### AIM OF THE EXERCISE:
Without including any pictures, write out the listing below exactly.

### GIVEN DATA:

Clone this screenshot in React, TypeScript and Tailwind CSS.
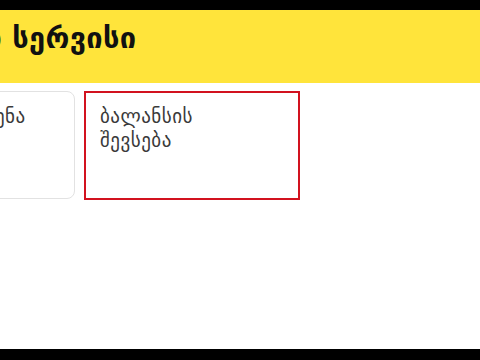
export default function App() {
  const font = { fontFamily: '"DejaVu Sans", "Noto Sans", sans-serif' };
  return (
    <div className="w-[480px] h-[360px] bg-white flex flex-col overflow-hidden" style={font}>
      <div className="h-[10px] bg-black shrink-0" />
      <div className="h-[73px] bg-[#ffe43b] shrink-0 flex items-center overflow-hidden">
        <h1 className="ml-[-120px] whitespace-nowrap text-[29px] font-bold text-[#111] leading-none tracking-[0.3px] pb-[16px]">
          ონლაინ სერვისი
        </h1>
      </div>
      <div className="flex gap-[9px] pt-[8px] ml-[-141px] shrink-0">
        <div className="w-[216px] h-[108px] shrink-0 rounded-[8px] border border-[#e2e2e2] bg-white pt-[12px] text-[19px] leading-[24px] text-[#3a3a3a] tracking-[0.4px]">
          <span className="block pl-[135px]">ენა</span>
        </div>
        <div className="w-[216px] h-[109px] shrink-0 border-2 border-[#d2121f] bg-white px-[14px] pt-[11px] text-[19px] leading-[24px] text-[#3a3a3a] tracking-[0.5px]">
          ბალანსის<br />შევსება
        </div>
      </div>
      <div className="flex-1" />
      <div className="h-[11px] bg-black shrink-0" />
    </div>
  );
}
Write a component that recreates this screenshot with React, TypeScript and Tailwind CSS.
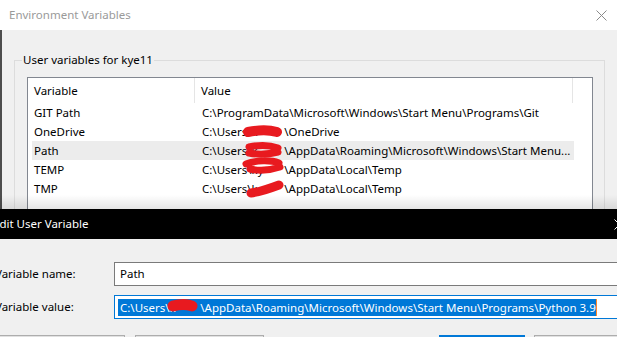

### CORRECT RESULT:
Clone this screenshot in React, TypeScript and Tailwind CSS.
export default function App() {
  const font = { fontFamily: '"DejaVu Sans", "Noto Sans", sans-serif' };
  return (
    <div className="w-[480px] h-[360px] bg-white flex flex-col overflow-hidden" style={font}>
      <div className="h-[10px] bg-black shrink-0" />
      <div className="h-[73px] bg-[#ffe43b] shrink-0 flex items-center overflow-hidden">
        <h1 className="ml-[-120px] whitespace-nowrap text-[29px] font-bold text-[#111] leading-none tracking-[0.3px] pb-[16px]">
          ონლაინ სერვისი
        </h1>
      </div>
      <div className="flex gap-[9px] pt-[8px] ml-[-141px] shrink-0">
        <div className="w-[216px] h-[108px] shrink-0 rounded-[8px] border border-[#e2e2e2] bg-white pt-[12px] text-[19px] leading-[24px] text-[#3a3a3a] tracking-[0.4px]">
          <span className="block pl-[135px]">ენა</span>
        </div>
        <div className="w-[216px] h-[109px] shrink-0 border-2 border-[#d2121f] bg-white px-[14px] pt-[11px] text-[19px] leading-[24px] text-[#3a3a3a] tracking-[0.5px]">
          ბალანსის<br />შევსება
        </div>
      </div>
      <div className="flex-1" />
      <div className="h-[11px] bg-black shrink-0" />
    </div>
  );
}
Write a component that recreates this screenshot with React, TypeScript and Tailwind CSS.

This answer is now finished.